# Short problem:
Your task is to copy each line that has the word "page".

# Supplied information:

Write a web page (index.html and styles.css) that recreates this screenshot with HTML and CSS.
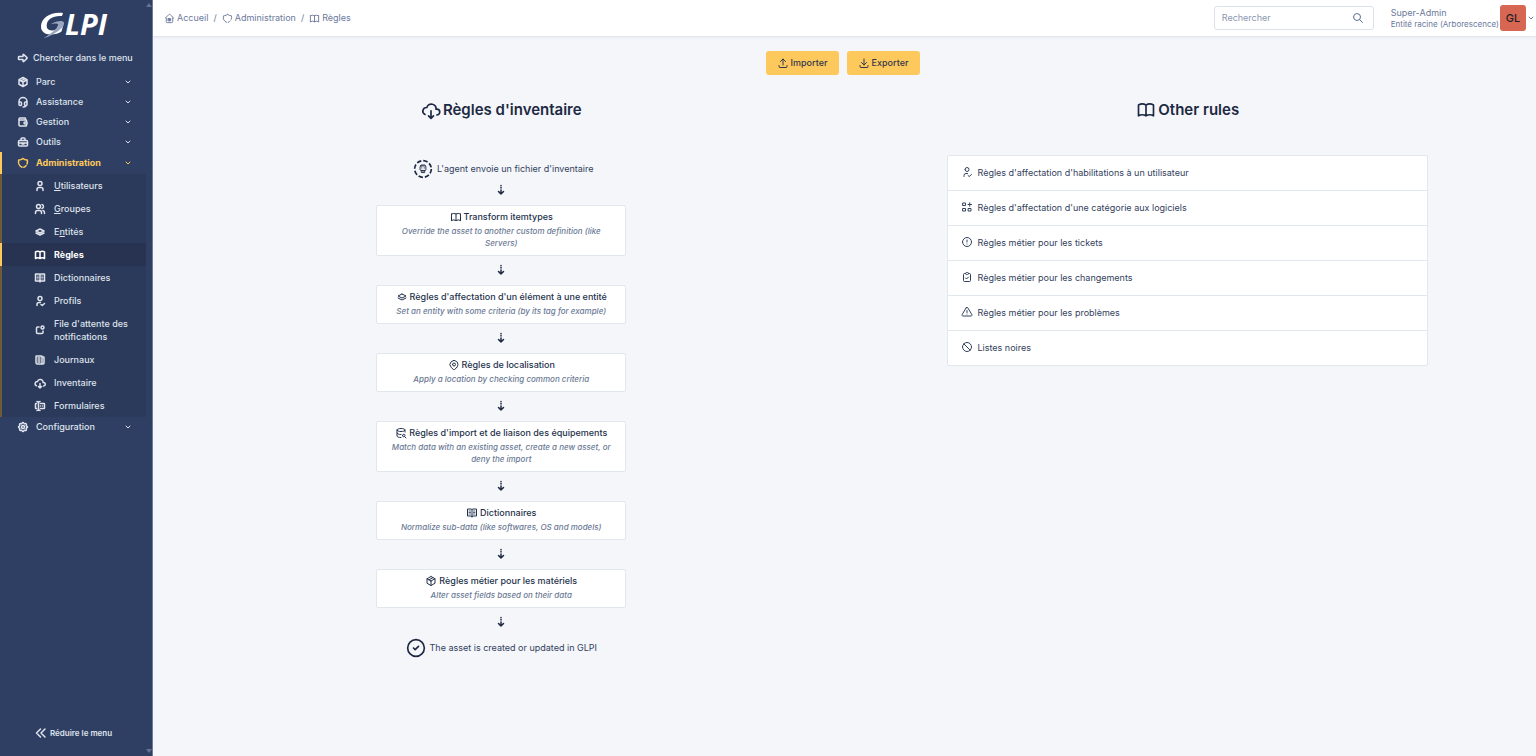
FILE: index.html
```html
<!DOCTYPE html>
<html lang="fr">
<head>
<meta charset="utf-8">
<title>Règles - GLPI</title>
<link rel="stylesheet" href="styles.css">
</head>
<body>
<svg class="sprite" aria-hidden="true">
  <symbol id="i-arrow-right" viewBox="0 0 24 24"><path d="M4 9h8V5.500a.9.9 0 0 1 1.500-.6l6.500 6.400a1 1 0 0 1 0 1.400l-6.500 6.400a.9.9 0 0 1-1.500-.6V15H4a1 1 0 0 1-1-1v-4a1 1 0 0 1 1-1z"/></symbol>
  <symbol id="i-package" viewBox="0 0 24 24"><path d="M12 3l8 4.500v9L12 21l-8-4.500v-9L12 3M12 12l8-4.500M12 12v9M12 12L4 7.500M16 5.250l-8 4.500"/></symbol>
  <symbol id="i-headset" viewBox="0 0 24 24"><path d="M4 14v-3a8 8 0 1 1 16 0v3M18 19c0 1.700-2.700 3-6 3M4 14a2 2 0 0 1 2-2h1a2 2 0 0 1 2 2v3a2 2 0 0 1-2 2H6a2 2 0 0 1-2-2zM15 14a2 2 0 0 1 2-2h1a2 2 0 0 1 2 2v3a2 2 0 0 1-2 2h-1a2 2 0 0 1-2-2z"/></symbol>
  <symbol id="i-wallet" viewBox="0 0 24 24"><path d="M17 8V5a1 1 0 0 0-1-1H6a2 2 0 0 0 0 4h12a1 1 0 0 1 1 1v3m0 4v3a1 1 0 0 1-1 1H6a2 2 0 0 1-2-2V6M20 12v4h-4a2 2 0 0 1 0-4h4"/></symbol>
  <symbol id="i-briefcase" viewBox="0 0 24 24"><path d="M5 9h14a2 2 0 0 1 2 2v7a2 2 0 0 1-2 2H5a2 2 0 0 1-2-2v-7a2 2 0 0 1 2-2zM8 9V6a2 2 0 0 1 2-2h4a2 2 0 0 1 2 2v3M3 14h18M10 14v2h4v-2"/></symbol>
  <symbol id="i-shield" viewBox="0 0 24 24"><path d="M10 20.400A12 12 0 0 1 3.500 6A12 12 0 0 0 8 5.200M12 3a12 12 0 0 0 8.500 3c.8 2.700.6 5.600-.4 8M18 17.300A12 12 0 0 1 13.500 20.500M8 5.200A12 12 0 0 0 12 3"/></symbol>
  <symbol id="i-user" viewBox="0 0 24 24"><path d="M8 7a4 4 0 1 0 8 0a4 4 0 0 0-8 0M6 21v-2a4 4 0 0 1 4-4h4a4 4 0 0 1 4 4v2"/></symbol>
  <symbol id="i-users" viewBox="0 0 24 24"><path d="M5 7a4 4 0 1 0 8 0a4 4 0 1 0-8 0M3 21v-2a4 4 0 0 1 4-4h4a4 4 0 0 1 4 4v2M16 3.130a4 4 0 0 1 0 7.750M21 21v-2a4 4 0 0 0-3-3.850"/></symbol>
  <symbol id="i-stack" viewBox="0 0 24 24"><path d="M12 6l-8 4l8 4l8-4l-8-4M4 14l8 4l8-4"/></symbol>
  <symbol id="i-book" viewBox="0 0 24 24"><path d="M3 19a9 9 0 0 1 9 0a9 9 0 0 1 9 0M3 6a9 9 0 0 1 9 0a9 9 0 0 1 9 0M3 6v13M12 6v13M21 6v13"/></symbol>
  <symbol id="i-dictionary" viewBox="0 0 24 24"><path d="M12 19a2 2 0 0 0-2-1H3V4h7a2 2 0 0 1 2 1a2 2 0 0 1 2-1h7v14h-7a2 2 0 0 0-2 1zM12 5v15"/><path stroke-width="1.500" d="M6 8h3M6 11h3M6 14h3M15 8h3M15 11h3M15 14h3"/></symbol>
  <symbol id="i-user-check" viewBox="0 0 24 24"><path d="M8 7a4 4 0 1 0 8 0a4 4 0 0 0-8 0M6 21v-2a4 4 0 0 1 4-4h3M14 19l2.500 2l4.500-4"/></symbol>
  <symbol id="i-notification" viewBox="0 0 24 24"><path d="M10 6H7a2 2 0 0 0-2 2v9a2 2 0 0 0 2 2h9a2 2 0 0 0 2-2v-3M14 7a3 3 0 1 0 6 0a3 3 0 1 0-6 0"/></symbol>
  <symbol id="i-news" viewBox="0 0 24 24"><path d="M16 6h3a1 1 0 0 1 1 1v11a2 2 0 0 1-4 0V5a1 1 0 0 0-1-1H5a1 1 0 0 0-1 1v12a3 3 0 0 0 3 3h11M8 8h4M8 12h4M8 16h4"/></symbol>
  <symbol id="i-cloud-down" viewBox="0 0 24 24"><path d="M19 18a3.500 3.500 0 0 0 0-7h-1A5 4.500 0 0 0 7 9a4.600 4.400 0 0 0-2.100 8.400M12 13v9M9 19l3 3l3-3"/></symbol>
  <symbol id="i-forms" viewBox="0 0 24 24"><path d="M12 3a3 3 0 0 0-3 3v12a3 3 0 0 0 3 3M6 3a3 3 0 0 1 3 3v12a3 3 0 0 1-3 3M13 7h7a1 1 0 0 1 1 1v8a1 1 0 0 1-1 1h-7M5 7H4a1 1 0 0 0-1 1v8a1 1 0 0 0 1 1h1M17 12h.01M13 12h.01"/></symbol>
  <symbol id="i-settings" viewBox="0 0 24 24"><path d="M10.300 4.300c.4-1.700 2.900-1.700 3.400 0a1.700 1.700 0 0 0 2.500 1.100c1.600-.9 3.300.8 2.400 2.300a1.700 1.700 0 0 0 1.100 2.600c1.700.4 1.700 2.900 0 3.400a1.700 1.700 0 0 0-1.100 2.500c.9 1.600-.8 3.300-2.300 2.400a1.700 1.700 0 0 0-2.600 1.100c-.4 1.700-2.900 1.700-3.400 0a1.700 1.700 0 0 0-2.500-1.100c-1.600.9-3.300-.8-2.400-2.300a1.700 1.700 0 0 0-1.100-2.600c-1.700-.4-1.700-2.900 0-3.400a1.700 1.700 0 0 0 1.100-2.500c-.9-1.600.8-3.300 2.300-2.400a1.700 1.700 0 0 0 2.600-1.100zM9 12a3 3 0 1 0 6 0a3 3 0 0 0-6 0"/></symbol>
  <symbol id="i-chevron" viewBox="0 0 24 24"><path d="M6 9l6 6l6-6"/></symbol>
  <symbol id="i-chevrons-left" viewBox="0 0 24 24"><path d="M11 4l-8 8l8 8M20 4l-8 8l8 8"/></symbol>
  <symbol id="i-home" viewBox="0 0 24 24"><path d="M19 9l-5.200-5.200a2.500 2.500 0 0 0-3.600 0L3 11h2v8a2 2 0 0 0 2 2h10a2 2 0 0 0 2-2v-8h2l-2-2M9.500 12h5v5h-5zM12 12v5M9.500 14.500h5"/></symbol>
  <symbol id="i-search" viewBox="0 0 24 24"><path d="M3 10a7 7 0 1 0 14 0a7 7 0 1 0-14 0M21 21l-6-6"/></symbol>
  <symbol id="i-upload" viewBox="0 0 24 24"><path d="M4 17v2a2 2 0 0 0 2 2h12a2 2 0 0 0 2-2v-2M7 9l5-5l5 5M12 4v12"/></symbol>
  <symbol id="i-download" viewBox="0 0 24 24"><path d="M4 17v2a2 2 0 0 0 2 2h12a2 2 0 0 0 2-2v-2M7 11l5 5l5-5M12 4v12"/></symbol>
  <symbol id="i-agent" viewBox="0 0 24 24"><circle cx="12" cy="12" r="10" stroke-linecap="butt" stroke-dasharray="5.450 2.400"/><path stroke-width="1.100" d="M9.500 8.300h5a1 1 0 0 1 1 1v3.400a1 1 0 0 1-1 1h-5a1 1 0 0 1-1-1V9.300a1 1 0 0 1 1-1zM10.500 10.500v.4M13.500 10.500v.4M10 13.700v2.600h4v-2.600M12 14v2M9 8l1-.8h4l1 .8"/></symbol>
  <symbol id="i-flow" viewBox="0 0 24 24"><path d="M12 3v.5M12 7v1M12 12v8M7 15l5 5l5-5"/></symbol>
  <symbol id="i-pin" viewBox="0 0 24 24"><path d="M9 11a3 3 0 1 0 6 0a3 3 0 0 0-6 0M17.700 16.700l-4.300 4.200a2 2 0 0 1-2.800 0l-4.300-4.200a8 8 0 1 1 11.400 0z"/></symbol>
  <symbol id="i-database" viewBox="0 0 24 24"><path d="M4 6c0 1.700 3.600 3 8 3s8-1.300 8-3s-3.600-3-8-3s-8 1.300-8 3M4 6v6c0 1.700 3.600 3 8 3M20 6v4M4 12v6c0 1.700 3.600 3 8 3M15 17a2.500 2.500 0 1 0 5 0a2.500 2.500 0 0 0-5 0M19.500 19.500L22 22"/></symbol>
  <symbol id="i-check" viewBox="0 0 24 24"><path d="M2 12a10 10 0 1 0 20 0a10 10 0 1 0-20 0M9 12l2 2l4-4"/></symbol>
  <symbol id="i-apps" viewBox="0 0 24 24"><path d="M4 4h5v5H4zM4 15h5v5H4zM15 15h5v5h-5zM14 7h7M17.500 3.500v7"/></symbol>
  <symbol id="i-alert" viewBox="0 0 24 24"><path d="M3 12a9 9 0 1 0 18 0a9 9 0 0 0-18 0M12 8v4M12 16h.01"/></symbol>
  <symbol id="i-clipboard" viewBox="0 0 24 24"><path d="M9 5H7a2 2 0 0 0-2 2v12a2 2 0 0 0 2 2h10a2 2 0 0 0 2-2V7a2 2 0 0 0-2-2h-2M9 5a2 2 0 0 1 2-2h2a2 2 0 0 1 2 2a2 2 0 0 1-2 2h-2a2 2 0 0 1-2-2M9 14l2 2l4-4"/></symbol>
  <symbol id="i-triangle" viewBox="0 0 24 24"><path d="M12 9v4M12 16h.01M10.400 3.600L2.300 17.100A1.900 1.900 0 0 0 3.900 20h16.200a1.900 1.900 0 0 0 1.600-2.900L13.600 3.600a1.900 1.900 0 0 0-3.200 0z"/></symbol>
  <symbol id="i-ban" viewBox="0 0 24 24"><path d="M3 12a9 9 0 1 0 18 0a9 9 0 1 0-18 0M5.700 5.700l12.600 12.600"/></symbol>
</svg>

<div class="app">
  <aside class="sidebar">
    <a class="logo" href="#" aria-label="GLPI">
      <svg viewBox="0 -8 80 46" width="80" height="46">
        <path fill="#fff" d="M23 3C11 1.500 1.500 7.500 1 16c-.2 5.500 3.800 8.500 9.500 8.500 4.500 0 8.500-1.200 11-3l1.800-6.500-5-.2-1.600 4.400c-1.500.8-3.200 1.200-5 1.200-3.500 0-5.300-2-5-5.300.5-6 6.500-9.700 15.300-9z"/>
        <path fill="#9aa6c0" d="M11 14c4-2.500 9-3.500 11.500-2.800 2.500.8 2 3.800-1 7C16.500 22.500 10 26.500 3 28.500 9 25 15 20.500 17.500 17c1.500-2.300.8-3.400-1.500-3.600z"/>
        <text class="logo-text" x="25" y="25">LPI</text>
      </svg>
    </a>
    <nav class="menu">
      <a class="item find" href="#"><svg class="icon"><use href="#i-arrow-right"/></svg><span>Chercher dans le menu</span></a>
      <a class="item" href="#"><svg class="icon"><use href="#i-package"/></svg><span class="grow">Parc</span><svg class="caret"><use href="#i-chevron"/></svg></a>
      <a class="item" href="#"><svg class="icon"><use href="#i-headset"/></svg><span class="grow">Assistance</span><svg class="caret"><use href="#i-chevron"/></svg></a>
      <a class="item" href="#"><svg class="icon"><use href="#i-wallet"/></svg><span class="grow">Gestion</span><svg class="caret"><use href="#i-chevron"/></svg></a>
      <a class="item" href="#"><svg class="icon"><use href="#i-briefcase"/></svg><span class="grow">Outils</span><svg class="caret"><use href="#i-chevron"/></svg></a>
      <a class="item current" href="#"><svg class="icon"><use href="#i-shield"/></svg><span class="grow">Administration</span><svg class="caret"><use href="#i-chevron"/></svg></a>
      <div class="submenu">
        <a class="sub" href="#"><svg class="icon"><use href="#i-user"/></svg><span><u>U</u>tilisateurs</span></a>
        <a class="sub" href="#"><svg class="icon"><use href="#i-users"/></svg><span><u>G</u>roupes</span></a>
        <a class="sub" href="#"><svg class="icon"><use href="#i-stack"/></svg><span>E<u>n</u>tités</span></a>
        <a class="sub active" href="#"><svg class="icon"><use href="#i-book"/></svg><span>Règles</span></a>
        <a class="sub" href="#"><svg class="icon"><use href="#i-dictionary"/></svg><span>Dictionnaires</span></a>
        <a class="sub" href="#"><svg class="icon"><use href="#i-user-check"/></svg><span>Profils</span></a>
        <a class="sub" href="#"><svg class="icon"><use href="#i-notification"/></svg><span>File d'attente des notifications</span></a>
        <a class="sub" href="#"><svg class="icon"><use href="#i-news"/></svg><span>Journaux</span></a>
        <a class="sub" href="#"><svg class="icon"><use href="#i-cloud-down"/></svg><span>Inventaire</span></a>
        <a class="sub" href="#"><svg class="icon"><use href="#i-forms"/></svg><span>Formulaires</span></a>
      </div>
      <a class="item" href="#"><svg class="icon"><use href="#i-settings"/></svg><span class="grow">Configuration</span><svg class="caret"><use href="#i-chevron"/></svg></a>
    </nav>
    <button class="reduce" type="button"><svg class="icon"><use href="#i-chevrons-left"/></svg><span>Réduire le menu</span></button>
    <span class="scroll-arrow up"></span>
    <span class="scroll-arrow down"></span>
  </aside>

  <div class="page">
    <header class="topbar">
      <nav class="breadcrumb" aria-label="Fil d'Ariane">
        <a href="#"><svg class="icon"><use href="#i-home"/></svg><span>Accueil</span></a>
        <span class="sep">/</span>
        <a href="#"><svg class="icon"><use href="#i-shield"/></svg><span>Administration</span></a>
        <span class="sep">/</span>
        <a href="#"><svg class="icon"><use href="#i-book"/></svg><span>Règles</span></a>
      </nav>
      <form class="search">
        <input type="search" placeholder="Rechercher" aria-label="Rechercher">
        <button type="button" aria-label="Lancer la recherche"><svg class="icon"><use href="#i-search"/></svg></button>
      </form>
      <button class="user" type="button">
        <span class="who"><span class="role">Super-Admin</span><span class="entity">Entité racine (Arborescence)</span></span>
        <span class="avatar">GL</span>
        <svg class="caret"><use href="#i-chevron"/></svg>
      </button>
    </header>

    <main class="content">
      <div class="actions">
        <button class="btn" type="button"><svg class="icon"><use href="#i-upload"/></svg><span>Importer</span></button>
        <button class="btn" type="button"><svg class="icon"><use href="#i-download"/></svg><span>Exporter</span></button>
      </div>
      <div class="columns">
        <section class="column">
          <h2><svg class="icon"><use href="#i-cloud-down"/></svg><span>Règles d'inventaire</span></h2>
          <div class="flow">
            <p class="endpoint start"><svg class="icon"><use href="#i-agent"/></svg><span>L'agent envoie un fichier d'inventaire</span></p>
            <svg class="arrow"><use href="#i-flow"/></svg>
            <a class="card" href="#"><span class="name"><svg class="icon"><use href="#i-book"/></svg><span>Transform itemtypes</span></span><span class="desc">Override the asset to another custom definition (like Servers)</span></a>
            <svg class="arrow"><use href="#i-flow"/></svg>
            <a class="card" href="#"><span class="name"><svg class="icon"><use href="#i-stack"/></svg><span>Règles d'affectation d'un élément à une entité</span></span><span class="desc">Set an entity with some criteria (by its tag for example)</span></a>
            <svg class="arrow"><use href="#i-flow"/></svg>
            <a class="card" href="#"><span class="name"><svg class="icon"><use href="#i-pin"/></svg><span>Règles de localisation</span></span><span class="desc">Apply a location by checking common criteria</span></a>
            <svg class="arrow"><use href="#i-flow"/></svg>
            <a class="card" href="#"><span class="name"><svg class="icon"><use href="#i-database"/></svg><span>Règles d'import et de liaison des équipements</span></span><span class="desc">Match data with an existing asset, create a new asset, or deny the import</span></a>
            <svg class="arrow"><use href="#i-flow"/></svg>
            <a class="card" href="#"><span class="name"><svg class="icon"><use href="#i-dictionary"/></svg><span>Dictionnaires</span></span><span class="desc">Normalize sub-data (like softwares, OS and models)</span></a>
            <svg class="arrow"><use href="#i-flow"/></svg>
            <a class="card" href="#"><span class="name"><svg class="icon"><use href="#i-package"/></svg><span>Règles métier pour les matériels</span></span><span class="desc">Alter asset fields based on their data</span></a>
            <svg class="arrow"><use href="#i-flow"/></svg>
            <p class="endpoint"><svg class="icon"><use href="#i-check"/></svg><span>The asset is created or updated in GLPI</span></p>
          </div>
        </section>
        <section class="column">
          <h2><svg class="icon"><use href="#i-book"/></svg><span>Other rules</span></h2>
          <div class="rules">
            <a href="#"><svg class="icon"><use href="#i-user-check"/></svg><span>Règles d'affectation d'habilitations à un utilisateur</span></a>
            <a href="#"><svg class="icon"><use href="#i-apps"/></svg><span>Règles d'affectation d'une catégorie aux logiciels</span></a>
            <a href="#"><svg class="icon"><use href="#i-alert"/></svg><span>Règles métier pour les tickets</span></a>
            <a href="#"><svg class="icon"><use href="#i-clipboard"/></svg><span>Règles métier pour les changements</span></a>
            <a href="#"><svg class="icon"><use href="#i-triangle"/></svg><span>Règles métier pour les problèmes</span></a>
            <a href="#"><svg class="icon"><use href="#i-ban"/></svg><span>Listes noires</span></a>
          </div>
        </section>
      </div>
    </main>
  </div>
</div>
</body>
</html>
```
FILE: styles.css
```css
* { box-sizing: border-box; }
body {
  margin: 0;
  font: 9px/12px Inter, "Liberation Sans", sans-serif;
  color: #33415c;
  background: #f4f6fa;
}
a { color: inherit; text-decoration: none; }
button, input { font: inherit; color: inherit; }
button { border: 0; background: none; padding: 0; cursor: pointer; }
.sprite { display: none; }
.icon, .caret, .arrow {
  flex: none;
  width: 12px;
  height: 12px;
  fill: none;
  stroke: currentColor;
  stroke-width: 2;
  stroke-linecap: round;
  stroke-linejoin: round;
}
.caret { width: 8px; height: 8px; stroke-width: 3; }

/* Sidebar */
.app { display: flex; min-height: 100vh; }
.sidebar {
  position: relative;
  flex: none;
  display: flex;
  flex-direction: column;
  width: 153px;
  padding-right: 6px;
  background: #2f3f64;
  border-right: 1px solid #6f7b99;
  color: #dfe3ec;
  font-weight: 500;
}
.sidebar .icon { stroke-width: 3; }
.logo { display: block; margin: 2px 0 0 40px; }
.logo svg { display: block; }
.logo-text { font: italic 700 29px "Open Sans", sans-serif; fill: #fff; }
.menu { flex: 1; }
.item {
  display: flex;
  align-items: center;
  gap: 7px;
  height: 20px;
  padding: 0 14px 0 15px;
  border-left: 2px solid transparent;
}
.item.find { gap: 4px; margin-bottom: 4px; padding-right: 0; white-space: nowrap; }
.grow { flex: 1; }
.item.current { height: 22px; color: #fec95c; border-color: #fec95c; font-weight: 700; }
.submenu { border-left: 2px solid #6f5a3a; background: #2b395a; }
.sub {
  display: flex;
  align-items: center;
  gap: 8px;
  min-height: 23px;
  padding: 5px 8px 5px 32px;
  line-height: 13px;
}
.sub.active {
  margin-left: -2px;
  border-left: 2px solid #fec95c;
  background: #273350;
  color: #fff;
  font-weight: 700;
}
.reduce {
  display: flex;
  align-items: center;
  gap: 3px;
  margin: 0 0 17px 35px;
  font-size: 8px;
  font-weight: 600;
}
.scroll-arrow {
  position: absolute;
  right: 0;
  border: 3px solid transparent;
}
.scroll-arrow.up { top: 0; border-bottom: 4px solid #66728f; }
.scroll-arrow.down { bottom: 0; border-top: 4px solid #66728f; }

/* Top bar */
.page { flex: 1; min-width: 0; }
.topbar {
  display: flex;
  align-items: center;
  height: 37px;
  padding: 0 1px 0 11px;
  background: #fff;
  border-bottom: 1px solid #e4e7ee;
  box-shadow: 0 1px 2px #e9ecf2;
  color: #6b7a9c;
}
.breadcrumb { flex: 1; display: flex; align-items: center; gap: 5px; }
.breadcrumb a { display: flex; align-items: center; gap: 2px; }
.breadcrumb .icon { width: 11px; height: 11px; }
.search {
  display: flex;
  align-items: center;
  width: 160px;
  height: 24px;
  padding: 0 9px 0 7px;
  border: 1px solid #dde1ea;
  border-radius: 3px;
}
.search input { flex: 1; min-width: 0; padding: 0; border: 0; outline: 0; background: none; }
.search input::placeholder { color: #8b97b0; opacity: 1; }
.search button { display: flex; color: #5b7099; }
.user { display: flex; align-items: center; margin-left: 17px; text-align: left; }
.who { display: flex; flex-direction: column; margin-right: 1px; }
.entity { font-size: 8px; line-height: 11px; }
.avatar {
  width: 26px;
  height: 26px;
  margin-right: 1px;
  border-radius: 3px;
  background: #d76652;
  color: #1f1f28;
  font-size: 11px;
  font-weight: 500;
  line-height: 26px;
  text-align: center;
}

/* Content */
.content { padding: 14px 5px; }
.actions { display: flex; justify-content: center; gap: 8px; padding-right: 4px; }
.btn {
  display: flex;
  align-items: center;
  justify-content: center;
  gap: 2px;
  width: 73px;
  height: 24px;
  border-radius: 3px;
  background: #fec95c;
  color: #33374a;
  font-weight: 500;
}
.columns { display: grid; grid-template-columns: 1fr 1fr; }
.column { display: flex; flex-direction: column; align-items: center; }
h2 {
  display: flex;
  align-items: center;
  gap: 2px;
  margin: 25px 0 35px;
  font-size: 15px;
  font-weight: 600;
  line-height: 20px;
  color: #1d2942;
}
h2 .icon { width: 20px; height: 20px; }
.flow { display: flex; flex-direction: column; align-items: center; width: 250px; }
.endpoint { display: flex; align-items: center; gap: 4px; height: 20px; margin: 1px 0 0; }
.endpoint .icon { width: 20px; height: 20px; color: #1d2942; }
.endpoint.start { height: 14px; margin-top: 7px; padding-left: 4px; }
.arrow { margin: 8px 0 9px; color: #1d2942; stroke-width: 3; }
.card {
  width: 100%;
  padding: 5px 12px 6px;
  border: 1px solid #e2e6ed;
  border-radius: 2px;
  background: #fff;
  text-align: center;
}
.name {
  display: flex;
  align-items: center;
  justify-content: center;
  gap: 2px;
  height: 11px;
  margin-bottom: 3px;
  color: #25324c;
  font-weight: 500;
}
.desc { display: block; color: #6b7a95; font-size: 8px; font-style: italic; font-weight: 500; }
.rules {
  width: 70%;
  border: 1px solid #e2e6ed;
  border-radius: 2px;
  background: #fff;
}
.rules a {
  display: flex;
  align-items: center;
  gap: 4px;
  height: 35px;
  padding-left: 13px;
  border-bottom: 1px solid #e2e6ed;
}
.rules a:last-child { height: 34px; border-bottom: 0; }
.rules .icon { margin-bottom: 2px; }
```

# Full answer:
Write a web page (index.html and styles.css) that recreates this screenshot with HTML and CSS.
  <div class="page">
.page { flex: 1; min-width: 0; }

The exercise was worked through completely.